Scan the listing below and copy every line holding "Convert".

-- START OF PROVIDED RECORDS --

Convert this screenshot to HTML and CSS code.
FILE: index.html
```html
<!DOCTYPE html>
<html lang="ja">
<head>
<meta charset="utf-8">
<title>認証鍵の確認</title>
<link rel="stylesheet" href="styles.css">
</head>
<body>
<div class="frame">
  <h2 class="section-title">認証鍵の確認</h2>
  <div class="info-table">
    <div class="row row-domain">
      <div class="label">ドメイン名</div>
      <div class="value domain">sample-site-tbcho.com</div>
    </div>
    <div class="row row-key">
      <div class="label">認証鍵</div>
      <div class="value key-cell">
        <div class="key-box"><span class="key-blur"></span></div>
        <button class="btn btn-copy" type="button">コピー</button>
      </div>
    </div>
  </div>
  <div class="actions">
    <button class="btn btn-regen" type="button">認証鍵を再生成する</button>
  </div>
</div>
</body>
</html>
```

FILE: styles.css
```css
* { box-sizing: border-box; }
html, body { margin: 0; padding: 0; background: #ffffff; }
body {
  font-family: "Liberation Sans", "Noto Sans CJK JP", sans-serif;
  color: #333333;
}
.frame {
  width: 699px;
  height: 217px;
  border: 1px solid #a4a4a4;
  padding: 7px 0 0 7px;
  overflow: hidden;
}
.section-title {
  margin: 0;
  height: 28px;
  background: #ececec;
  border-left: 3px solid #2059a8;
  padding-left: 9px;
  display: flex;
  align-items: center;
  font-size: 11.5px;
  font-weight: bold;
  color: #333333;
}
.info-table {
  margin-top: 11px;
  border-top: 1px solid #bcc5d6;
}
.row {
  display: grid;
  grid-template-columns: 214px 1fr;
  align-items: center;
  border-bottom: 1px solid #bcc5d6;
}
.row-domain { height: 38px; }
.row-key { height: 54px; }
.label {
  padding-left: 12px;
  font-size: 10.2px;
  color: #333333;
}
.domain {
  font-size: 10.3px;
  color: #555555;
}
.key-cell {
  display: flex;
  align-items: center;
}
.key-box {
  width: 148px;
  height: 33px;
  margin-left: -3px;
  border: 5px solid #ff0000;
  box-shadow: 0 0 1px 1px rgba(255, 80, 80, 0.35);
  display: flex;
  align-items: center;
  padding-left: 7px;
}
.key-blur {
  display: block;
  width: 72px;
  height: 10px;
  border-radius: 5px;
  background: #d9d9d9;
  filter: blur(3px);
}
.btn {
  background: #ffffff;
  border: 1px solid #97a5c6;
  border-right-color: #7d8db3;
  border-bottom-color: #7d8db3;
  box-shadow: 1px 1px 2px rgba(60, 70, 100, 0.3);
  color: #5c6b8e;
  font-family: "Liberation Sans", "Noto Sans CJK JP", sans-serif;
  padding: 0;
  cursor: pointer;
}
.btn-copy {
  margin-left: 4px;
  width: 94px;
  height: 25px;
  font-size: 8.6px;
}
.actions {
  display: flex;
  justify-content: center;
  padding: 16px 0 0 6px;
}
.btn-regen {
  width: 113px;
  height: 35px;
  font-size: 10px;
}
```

-- END OF PROVIDED RECORDS --
-- START OF PROVIDED RECORDS --

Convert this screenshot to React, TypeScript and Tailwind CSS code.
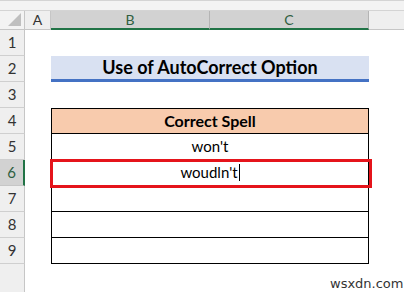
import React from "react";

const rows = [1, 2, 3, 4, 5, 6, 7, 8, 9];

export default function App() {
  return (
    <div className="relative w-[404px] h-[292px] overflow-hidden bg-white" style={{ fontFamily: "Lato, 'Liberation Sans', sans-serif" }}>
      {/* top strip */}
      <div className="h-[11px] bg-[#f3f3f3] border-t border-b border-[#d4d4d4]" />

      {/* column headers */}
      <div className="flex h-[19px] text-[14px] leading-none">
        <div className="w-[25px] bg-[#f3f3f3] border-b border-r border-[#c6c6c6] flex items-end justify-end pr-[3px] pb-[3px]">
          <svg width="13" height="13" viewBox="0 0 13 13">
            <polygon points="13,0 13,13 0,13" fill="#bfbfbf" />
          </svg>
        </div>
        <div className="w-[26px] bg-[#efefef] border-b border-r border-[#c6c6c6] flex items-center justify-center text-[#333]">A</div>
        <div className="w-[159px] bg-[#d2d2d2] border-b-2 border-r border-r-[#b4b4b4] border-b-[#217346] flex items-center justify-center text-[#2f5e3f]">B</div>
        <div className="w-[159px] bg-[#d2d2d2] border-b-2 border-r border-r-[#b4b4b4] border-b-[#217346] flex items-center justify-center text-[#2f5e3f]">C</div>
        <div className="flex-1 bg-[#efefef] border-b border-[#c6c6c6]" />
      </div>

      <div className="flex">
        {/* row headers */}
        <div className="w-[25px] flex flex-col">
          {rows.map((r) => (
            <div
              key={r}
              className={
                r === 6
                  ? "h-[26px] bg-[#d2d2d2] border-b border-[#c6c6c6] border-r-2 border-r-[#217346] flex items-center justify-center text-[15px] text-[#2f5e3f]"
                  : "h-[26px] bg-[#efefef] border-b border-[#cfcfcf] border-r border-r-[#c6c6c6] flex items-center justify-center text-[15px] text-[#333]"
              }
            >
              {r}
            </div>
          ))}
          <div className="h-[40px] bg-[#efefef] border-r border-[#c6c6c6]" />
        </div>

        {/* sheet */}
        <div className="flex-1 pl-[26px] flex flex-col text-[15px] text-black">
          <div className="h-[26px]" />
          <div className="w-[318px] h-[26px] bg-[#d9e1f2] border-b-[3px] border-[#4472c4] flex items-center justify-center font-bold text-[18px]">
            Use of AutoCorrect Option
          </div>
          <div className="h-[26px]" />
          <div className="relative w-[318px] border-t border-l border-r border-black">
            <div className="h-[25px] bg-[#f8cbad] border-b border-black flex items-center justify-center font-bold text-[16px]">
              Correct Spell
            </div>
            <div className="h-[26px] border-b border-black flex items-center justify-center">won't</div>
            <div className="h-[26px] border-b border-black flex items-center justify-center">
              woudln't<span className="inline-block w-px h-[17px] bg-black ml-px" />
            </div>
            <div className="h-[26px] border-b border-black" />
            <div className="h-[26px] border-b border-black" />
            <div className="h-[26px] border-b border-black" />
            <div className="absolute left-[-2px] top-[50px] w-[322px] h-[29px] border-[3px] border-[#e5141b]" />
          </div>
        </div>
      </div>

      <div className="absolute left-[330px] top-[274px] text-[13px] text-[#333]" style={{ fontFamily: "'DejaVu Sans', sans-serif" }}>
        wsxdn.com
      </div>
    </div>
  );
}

-- END OF PROVIDED RECORDS --
-- START OF PROVIDED RECORDS --

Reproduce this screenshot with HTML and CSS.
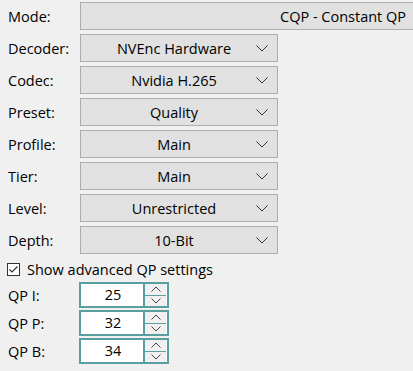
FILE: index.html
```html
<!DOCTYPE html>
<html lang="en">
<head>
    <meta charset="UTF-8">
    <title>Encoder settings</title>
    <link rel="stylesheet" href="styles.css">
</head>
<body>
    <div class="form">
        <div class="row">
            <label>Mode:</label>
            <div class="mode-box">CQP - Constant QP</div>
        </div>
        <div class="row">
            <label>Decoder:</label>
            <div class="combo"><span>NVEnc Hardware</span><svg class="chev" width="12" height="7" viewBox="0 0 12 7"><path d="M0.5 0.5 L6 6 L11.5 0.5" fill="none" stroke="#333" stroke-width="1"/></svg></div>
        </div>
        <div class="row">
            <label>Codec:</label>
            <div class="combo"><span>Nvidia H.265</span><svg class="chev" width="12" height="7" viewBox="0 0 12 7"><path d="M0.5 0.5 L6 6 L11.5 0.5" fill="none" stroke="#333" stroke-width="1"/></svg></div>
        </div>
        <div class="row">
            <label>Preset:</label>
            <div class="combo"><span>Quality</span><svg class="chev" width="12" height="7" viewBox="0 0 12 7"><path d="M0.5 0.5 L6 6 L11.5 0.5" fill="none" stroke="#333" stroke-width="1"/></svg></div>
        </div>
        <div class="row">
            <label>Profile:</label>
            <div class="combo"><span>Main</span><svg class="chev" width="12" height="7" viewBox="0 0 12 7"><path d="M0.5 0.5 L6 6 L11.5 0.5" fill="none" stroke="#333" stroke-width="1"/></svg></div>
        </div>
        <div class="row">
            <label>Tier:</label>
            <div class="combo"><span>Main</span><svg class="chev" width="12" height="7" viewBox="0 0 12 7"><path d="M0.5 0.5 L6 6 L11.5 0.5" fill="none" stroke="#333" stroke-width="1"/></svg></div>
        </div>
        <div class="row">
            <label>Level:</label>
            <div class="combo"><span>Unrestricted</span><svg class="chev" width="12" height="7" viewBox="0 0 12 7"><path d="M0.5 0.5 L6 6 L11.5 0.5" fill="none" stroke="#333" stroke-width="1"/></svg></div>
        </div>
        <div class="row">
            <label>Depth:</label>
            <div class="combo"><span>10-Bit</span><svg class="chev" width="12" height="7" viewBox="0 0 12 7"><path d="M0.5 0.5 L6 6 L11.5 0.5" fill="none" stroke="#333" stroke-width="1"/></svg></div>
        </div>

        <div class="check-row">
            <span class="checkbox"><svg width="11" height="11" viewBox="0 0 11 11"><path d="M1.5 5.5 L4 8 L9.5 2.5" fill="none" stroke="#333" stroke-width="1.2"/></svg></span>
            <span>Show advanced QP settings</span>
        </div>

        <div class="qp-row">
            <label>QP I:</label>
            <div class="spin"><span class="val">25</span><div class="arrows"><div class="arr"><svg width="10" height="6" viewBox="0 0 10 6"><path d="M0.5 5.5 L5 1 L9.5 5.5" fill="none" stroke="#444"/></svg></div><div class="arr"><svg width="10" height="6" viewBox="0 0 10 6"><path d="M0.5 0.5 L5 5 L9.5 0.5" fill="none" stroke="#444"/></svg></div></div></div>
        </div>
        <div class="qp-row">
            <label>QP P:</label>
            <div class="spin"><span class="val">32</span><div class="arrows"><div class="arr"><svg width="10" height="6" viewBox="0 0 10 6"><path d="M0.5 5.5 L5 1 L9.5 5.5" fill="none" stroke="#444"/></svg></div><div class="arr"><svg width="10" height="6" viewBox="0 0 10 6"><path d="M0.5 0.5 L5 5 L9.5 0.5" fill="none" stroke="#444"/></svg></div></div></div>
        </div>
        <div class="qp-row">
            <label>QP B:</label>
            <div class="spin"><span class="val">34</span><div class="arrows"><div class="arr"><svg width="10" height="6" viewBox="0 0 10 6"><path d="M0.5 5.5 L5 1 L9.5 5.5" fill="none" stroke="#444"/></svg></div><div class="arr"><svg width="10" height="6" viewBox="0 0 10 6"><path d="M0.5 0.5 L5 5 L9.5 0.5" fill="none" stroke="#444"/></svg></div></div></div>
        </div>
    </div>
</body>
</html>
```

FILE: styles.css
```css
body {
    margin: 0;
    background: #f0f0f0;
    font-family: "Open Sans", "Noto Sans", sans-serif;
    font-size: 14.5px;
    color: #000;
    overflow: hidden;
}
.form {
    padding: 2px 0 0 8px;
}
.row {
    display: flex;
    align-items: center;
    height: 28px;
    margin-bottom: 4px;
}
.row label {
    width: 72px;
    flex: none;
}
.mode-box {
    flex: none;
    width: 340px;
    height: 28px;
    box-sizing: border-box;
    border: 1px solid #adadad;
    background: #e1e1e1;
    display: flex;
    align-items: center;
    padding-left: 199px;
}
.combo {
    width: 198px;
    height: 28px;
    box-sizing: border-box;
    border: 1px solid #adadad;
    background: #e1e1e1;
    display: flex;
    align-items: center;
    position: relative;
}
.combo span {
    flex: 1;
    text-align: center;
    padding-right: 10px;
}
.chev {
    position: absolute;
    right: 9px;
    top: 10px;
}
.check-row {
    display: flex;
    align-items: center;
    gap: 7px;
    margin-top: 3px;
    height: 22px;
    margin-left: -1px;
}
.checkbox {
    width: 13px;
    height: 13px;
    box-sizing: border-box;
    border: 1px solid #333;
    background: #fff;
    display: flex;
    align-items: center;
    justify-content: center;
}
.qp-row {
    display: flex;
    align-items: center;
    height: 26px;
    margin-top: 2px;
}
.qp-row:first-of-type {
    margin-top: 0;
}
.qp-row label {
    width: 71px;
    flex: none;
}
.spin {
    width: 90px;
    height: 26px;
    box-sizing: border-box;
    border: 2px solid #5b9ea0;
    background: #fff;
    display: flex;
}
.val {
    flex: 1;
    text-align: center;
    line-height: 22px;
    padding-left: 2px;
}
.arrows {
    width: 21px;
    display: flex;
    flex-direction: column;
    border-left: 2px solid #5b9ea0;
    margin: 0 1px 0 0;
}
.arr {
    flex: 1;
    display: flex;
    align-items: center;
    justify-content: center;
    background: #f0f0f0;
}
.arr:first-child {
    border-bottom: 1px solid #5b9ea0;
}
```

-- END OF PROVIDED RECORDS --

THE RESPONSE:
Convert this screenshot to HTML and CSS code.
Convert this screenshot to React, TypeScript and Tailwind CSS code.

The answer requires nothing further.